═════ Data lines

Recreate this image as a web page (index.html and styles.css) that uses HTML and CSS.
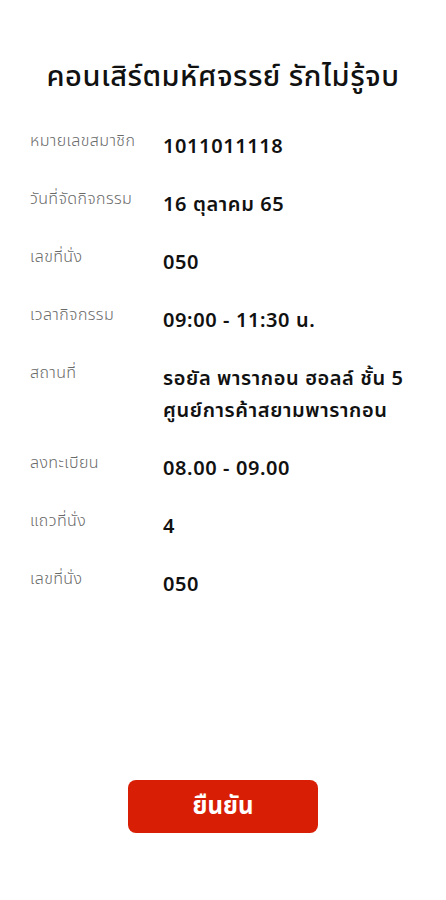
FILE: index.html
```html
<!DOCTYPE html>
<html lang="th">
<head>
  <meta charset="UTF-8" />
  <meta name="viewport" content="width=device-width, initial-scale=1.0"/>
  <title>ยืนยันการลงทะเบียน</title>
  <link rel="stylesheet" href="styles.css">
</head>
<body>
  <div class="page">
    <h1 class="title">คอนเสิร์ตมหัศจรรย์ รักไม่รู้จบ</h1>

    <div class="details">
      <div class="row">
        <div class="label">หมายเลขสมาชิก</div>
        <div class="value">1011011118</div>
      </div>
      <div class="row">
        <div class="label">วันที่จัดกิจกรรม</div>
        <div class="value">16 ตุลาคม 65</div>
      </div>
      <div class="row">
        <div class="label">เลขที่นั่ง</div>
        <div class="value">050</div>
      </div>
      <div class="row">
        <div class="label">เวลากิจกรรม</div>
        <div class="value">09:00 - 11:30 น.</div>
      </div>
      <div class="row">
        <div class="label">สถานที่</div>
        <div class="value">รอยัล พารากอน ฮอลล์ ชั้น 5<br>ศูนย์การค้าสยามพารากอน</div>
      </div>
      <div class="row">
        <div class="label">ลงทะเบียน</div>
        <div class="value">08.00 - 09.00</div>
      </div>
      <div class="row">
        <div class="label">แถวที่นั่ง</div>
        <div class="value">4</div>
      </div>
      <div class="row">
        <div class="label">เลขที่นั่ง</div>
        <div class="value">050</div>
      </div>
    </div>

    <div class="actions">
      <button class="confirm">ยืนยัน</button>
    </div>
  </div>
</body>
</html>
```

FILE: styles.css
```css
body {
  margin: 0;
  background: #fff;
  color: #111;
  font-family: 'Noto Sans', 'Noto Sans Thai', sans-serif;
}

.page {
  padding: 53px 30px 0;
}

.title {
  margin: 0 0 33px;
  font-size: 29px;
  font-weight: 500;
  letter-spacing: 0.5px;
  text-align: center;
  line-height: 44px;
  white-space: nowrap;
}

.details {
  display: flex;
  flex-direction: column;
  gap: 26px;
}

.row {
  display: grid;
  grid-template-columns: 133px 1fr;
  align-items: start;
}

.label {
  font-size: 16px;
  letter-spacing: 0.4px;
  color: #6a6a6a;
  font-weight: 300;
  line-height: 20px;
}

.value {
  font-size: 20px;
  font-weight: 600;
  letter-spacing: 0.6px;
  line-height: 32px;
  color: #111;
}

.actions {
  display: flex;
  justify-content: center;
  margin-top: 180px;
}

.confirm {
  width: 190px;
  height: 53px;
  border: none;
  border-radius: 8px;
  background: #d81f05;
  color: #fff;
  font-family: inherit;
  font-size: 24px;
  font-weight: 700;
  cursor: pointer;
}
```
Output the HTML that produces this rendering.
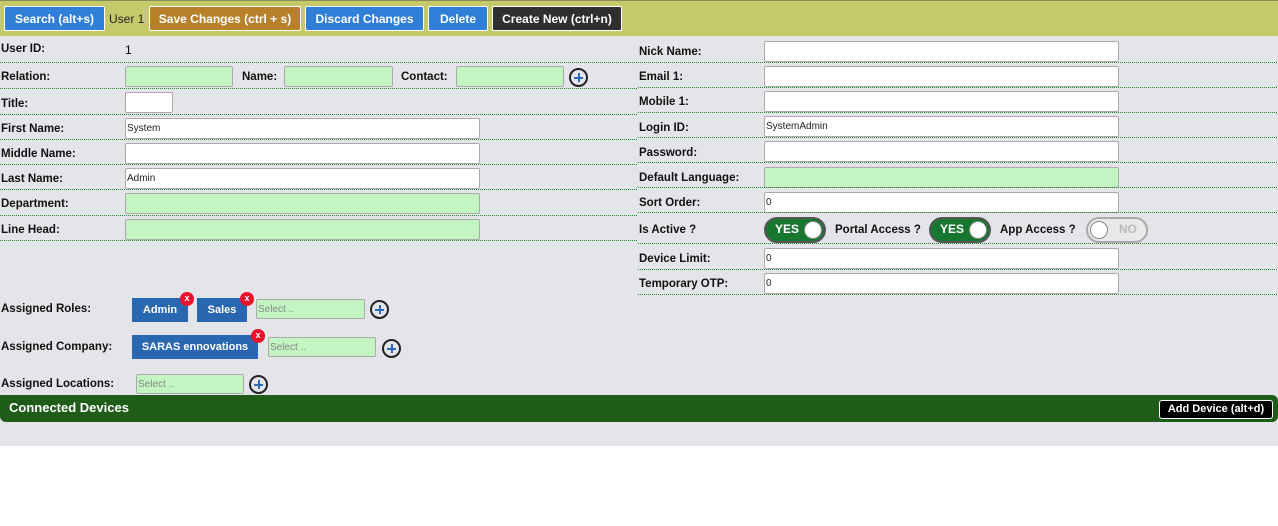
<!DOCTYPE html>
<html><head><style>
*{box-sizing:border-box;margin:0;padding:0}
body{width:1278px;height:526px;background:#fff;font-family:"Liberation Sans",Arial,sans-serif;position:relative;overflow:hidden}
.a{position:absolute}
#bg{left:0;top:0;width:1278px;height:446px;background:#e4e5e9}
#top{left:0;top:0;width:1278px;height:36px;background:#c5c96a;border-top:1px solid #8a8a5a}
.btn{position:absolute;top:6px;height:25px;color:#fff;font-size:12px;font-weight:bold;text-align:center;line-height:24px;border:1px solid #fff;border-radius:2px}
.l{position:absolute;font-size:11.5px;font-weight:bold;color:#111}
.ln{position:absolute;height:1px;background-image:linear-gradient(to right,#1a8a2a 50%,transparent 50%);background-size:2px 1px}
.in{position:absolute;height:21px;background:#fff;border:1px solid #aaa;border-radius:2px;font-size:10px;line-height:20px;padding-left:1px;color:#222}
.g{background:#c2f5c2}
.plus{position:absolute;width:19px;height:19px;border:2px solid #222;border-radius:50%}
.plus:before{content:"";position:absolute;left:3px;top:6.5px;width:9px;height:2px;background:#2a6ab8}
.plus:after{content:"";position:absolute;left:6.5px;top:3px;width:2px;height:9px;background:#2a6ab8}
.tag{position:absolute;height:24px;background:#2a67b1;color:#fff;font-size:11px;font-weight:bold;text-align:center;line-height:24px}
.x{position:absolute;width:14px;height:14px;border-radius:50%;background:#e8132a;color:#fff;font-size:9px;font-weight:bold;text-align:center;line-height:12px}
.tg{position:absolute;height:26px;width:62px;border-radius:13px;border:2px solid #999;font-size:12px;font-weight:bold;line-height:21px}
.tg .k{position:absolute;top:2px;width:18px;height:18px;border-radius:50%;background:#fff;border:1px solid #888}
</style></head><body>
<div id="bg" class="a"></div>
<div id="top" class="a"></div>
<div class="btn" style="left:4px;width:101px;background:#2f7fd6">Search (alt+s)</div>
<div class="a" style="left:109px;top:12px;font-size:12px;color:#222">User 1</div>
<div class="btn" style="left:149px;width:152px;background:#b9802a">Save Changes (ctrl + s)</div>
<div class="btn" style="left:305px;width:119px;background:#2f7fd6">Discard Changes</div>
<div class="btn" style="left:428px;width:60px;background:#2f7fd6">Delete</div>
<div class="btn" style="left:492px;width:130px;background:#2f2f2f">Create New (ctrl+n)</div>

<div class="l" style="left:1px;top:43px">User ID:</div>
<div class="a" style="left:125px;top:43px;font-size:12px">1</div>
<div class="ln" style="left:0;top:62px;width:638px"></div>
<div class="l" style="left:1px;top:71px">Relation:</div>
<div class="in g" style="left:125px;top:66px;width:108px"></div>
<div class="l" style="left:242px;top:71px">Name:</div>
<div class="in g" style="left:284px;top:66px;width:109px"></div>
<div class="l" style="left:401px;top:71px">Contact:</div>
<div class="in g" style="left:456px;top:66px;width:108px"></div>
<div class="plus" style="left:569px;top:68px"></div>
<div class="ln" style="left:0;top:88px;width:638px"></div>
<div class="l" style="left:1px;top:98px">Title:</div>
<div class="in" style="left:125px;top:92px;width:48px"></div>
<div class="ln" style="left:0;top:114px;width:638px"></div>
<div class="l" style="left:1px;top:123px">First Name:</div>
<div class="in" style="left:125px;top:118px;width:355px">System</div>
<div class="ln" style="left:0;top:139px;width:638px"></div>
<div class="l" style="left:1px;top:148px">Middle Name:</div>
<div class="in" style="left:125px;top:143px;width:355px"></div>
<div class="ln" style="left:0;top:164px;width:638px"></div>
<div class="l" style="left:1px;top:173px">Last Name:</div>
<div class="in" style="left:125px;top:168px;width:355px">Admin</div>
<div class="ln" style="left:0;top:189px;width:638px"></div>
<div class="l" style="left:1px;top:198px">Department:</div>
<div class="in g" style="left:125px;top:193px;width:355px"></div>
<div class="ln" style="left:0;top:215px;width:638px"></div>
<div class="l" style="left:1px;top:224px">Line Head:</div>
<div class="in g" style="left:125px;top:219px;width:355px"></div>
<div class="ln" style="left:0;top:240px;width:638px"></div>

<div class="l" style="left:639px;top:46px">Nick Name:</div>
<div class="in" style="left:764px;top:41px;width:355px"></div>
<div class="ln" style="left:638px;top:62px;width:640px"></div>
<div class="l" style="left:639px;top:71px">Email 1:</div>
<div class="in" style="left:764px;top:66px;width:355px"></div>
<div class="ln" style="left:638px;top:87px;width:640px"></div>
<div class="l" style="left:639px;top:96px">Mobile 1:</div>
<div class="in" style="left:764px;top:91px;width:355px"></div>
<div class="ln" style="left:638px;top:112px;width:640px"></div>
<div class="l" style="left:639px;top:122px">Login ID:</div>
<div class="in" style="left:764px;top:116px;width:355px">SystemAdmin</div>
<div class="ln" style="left:638px;top:137px;width:640px"></div>
<div class="l" style="left:639px;top:147px">Password:</div>
<div class="in" style="left:764px;top:141px;width:355px"></div>
<div class="ln" style="left:638px;top:162px;width:640px"></div>
<div class="l" style="left:639px;top:172px">Default Language:</div>
<div class="in g" style="left:764px;top:167px;width:355px"></div>
<div class="ln" style="left:638px;top:187px;width:640px"></div>
<div class="l" style="left:639px;top:197px">Sort Order:</div>
<div class="in" style="left:764px;top:192px;width:355px">0</div>
<div class="ln" style="left:638px;top:212px;width:640px"></div>
<div class="l" style="left:639px;top:224px">Is Active ?</div>
<div class="tg" style="left:764px;top:217px;background:#17772f;color:#fff;border-color:#555"><span style="position:absolute;left:9px">YES</span><div class="k" style="left:38px"></div></div>
<div class="l" style="left:835px;top:224px">Portal Access ?</div>
<div class="tg" style="left:929px;top:217px;background:#17772f;color:#fff;border-color:#555"><span style="position:absolute;left:9px">YES</span><div class="k" style="left:38px"></div></div>
<div class="l" style="left:1000px;top:224px">App Access ?</div>
<div class="tg" style="left:1086px;top:217px;background:#e9e9eb;color:#bbb;border-color:#aaa"><div class="k" style="left:2px"></div><span style="position:absolute;left:31px">NO</span></div>
<div class="ln" style="left:638px;top:243px;width:640px"></div>
<div class="l" style="left:639px;top:253px">Device Limit:</div>
<div class="in" style="left:764px;top:248px;width:355px">0</div>
<div class="ln" style="left:638px;top:269px;width:640px"></div>
<div class="l" style="left:639px;top:278px">Temporary OTP:</div>
<div class="in" style="left:764px;top:273px;width:355px">0</div>
<div class="ln" style="left:638px;top:294px;width:640px"></div>

<div class="l" style="left:1px;top:303px">Assigned Roles:</div>
<div class="tag" style="left:132px;top:298px;width:56px">Admin</div>
<div class="x" style="left:180px;top:292px">x</div>
<div class="tag" style="left:197px;top:298px;width:50px">Sales</div>
<div class="x" style="left:240px;top:292px">x</div>
<div class="in g" style="left:256px;top:299px;width:109px;height:20px;color:#888">Select ..</div>
<div class="plus" style="left:370px;top:300px"></div>
<div class="l" style="left:1px;top:341px">Assigned Company:</div>
<div class="tag" style="left:132px;top:335px;width:126px">SARAS ennovations</div>
<div class="x" style="left:251px;top:329px">x</div>
<div class="in g" style="left:268px;top:337px;width:108px;height:20px;color:#888">Select ..</div>
<div class="plus" style="left:382px;top:339px"></div>
<div class="l" style="left:1px;top:378px">Assigned Locations:</div>
<div class="in g" style="left:136px;top:374px;width:108px;height:20px;color:#888">Select ..</div>
<div class="plus" style="left:249px;top:375px"></div>

<div class="a" style="left:0;top:395px;width:1278px;height:27px;background:#1e5c18;border-radius:0 6px 6px 6px"></div>
<div class="a" style="left:9px;top:400px;color:#fff;font-size:13px;font-weight:bold">Connected Devices</div>
<div class="a" style="left:1159px;top:400px;width:114px;height:19px;background:#000;border:1px solid #fff;border-radius:3px;color:#fff;font-size:11px;font-weight:bold;text-align:center;line-height:17px">Add Device (alt+d)</div>
</body></html>
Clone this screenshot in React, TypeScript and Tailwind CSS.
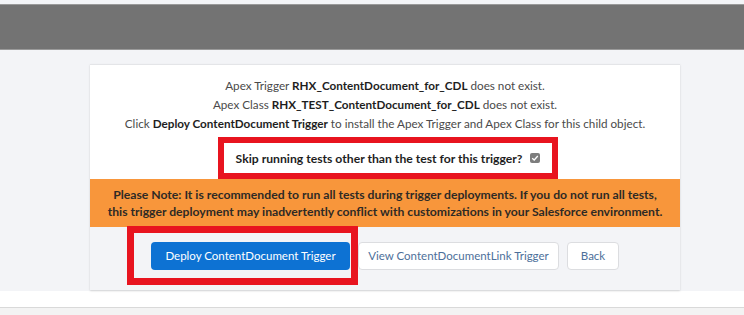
export default function App() {
  const font = { fontFamily: 'Lato, "Open Sans", sans-serif' }

  return (
    <div className="w-[744px] h-[315px] overflow-hidden bg-[#f3f4f7] whitespace-nowrap" style={font}>
      {/* Kopfleiste */}
      <div className="h-[4px] bg-[#f3f4f7]" />
      <div className="h-[46px] bg-[#737373] border-y border-[#9a9a9a]" />

      {/* Inhalt */}
      <div className="pt-[14px] pl-[90px]">
        <div className="relative w-[590px] border-t border-[#e4e5e8] shadow-[0_1px_2px_rgba(0,0,0,0.15)]">
          <div className="bg-white pt-[11px] text-center text-[11.7px] leading-[19px] text-[#4a4a4a]">
            <p>
              Apex Trigger <b className="text-[#1e1e1e]">RHX_ContentDocument_for_CDL</b> does not exist.
            </p>
            <p>
              Apex Class <b className="text-[#1e1e1e]">RHX_TEST_ContentDocument_for_CDL</b> does not exist.
            </p>
            <p>
              Click <b className="text-[#1e1e1e]">Deploy ContentDocument Trigger</b> to install the Apex Trigger and Apex Class for this child object.
            </p>
            <div className="flex justify-center pt-[4px] pl-[6px]">
              <div className="flex items-center gap-[8px] h-[42px] w-[340px] justify-center border-[6px] border-[#e8141f] text-[12.2px] font-bold text-[#1e1e1e]">
                <span>Skip running tests other than the test for this trigger?</span>
                <span className="w-[10px] h-[10px] rounded-[2px] bg-[#7d7d7d] flex items-center justify-center">
                  <svg viewBox="0 0 10 10" className="w-[8px] h-[8px]">
                    <path d="M1.5 5.2 L4 7.5 L8.5 2.5" stroke="white" strokeWidth="1.6" fill="none" />
                  </svg>
                </span>
              </div>
            </div>
          </div>

          <div className="bg-[#f8963b] py-[7px] text-center text-[12.2px] leading-[17px] font-bold text-[#2e2a25]">
            <p>Please Note: It is recommended to run all tests during trigger deployments. If you do not run all tests,</p>
            <p>this trigger deployment may inadvertently conflict with customizations in your Salesforce environment.</p>
          </div>

          <div className="h-[63px] flex items-start pt-[15px] pl-[61px] gap-[8px] text-[11.5px]">
            <button className="h-[28px] w-[199px] rounded-[4px] bg-[#0d72d3] text-white">
              Deploy ContentDocument Trigger
            </button>
            <button className="h-[28px] w-[201px] rounded-[4px] bg-white border border-[#dcdde0] text-[#4d6f9a]">
              View ContentDocumentLink Trigger
            </button>
            <button className="h-[28px] w-[52px] rounded-[4px] bg-white border border-[#dcdde0] text-[#4d6f9a]">
              Back
            </button>
          </div>

          {/* rote Markierung */}
          <div className="absolute left-[37px] top-[161px] w-[231px] h-[59px] border-[7px] border-[#e8141f]" />
        </div>
      </div>

      <div className="mt-[1px] h-[17px] bg-white border-b border-[#d9d9d9]" />
      <div className="h-[10px] bg-[#f3f3f3]" />
    </div>
  )
}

══════════

» Task requirements:
Report how many lines of the entries hold the string "that". Provide the number alone.

» Exercise output:
2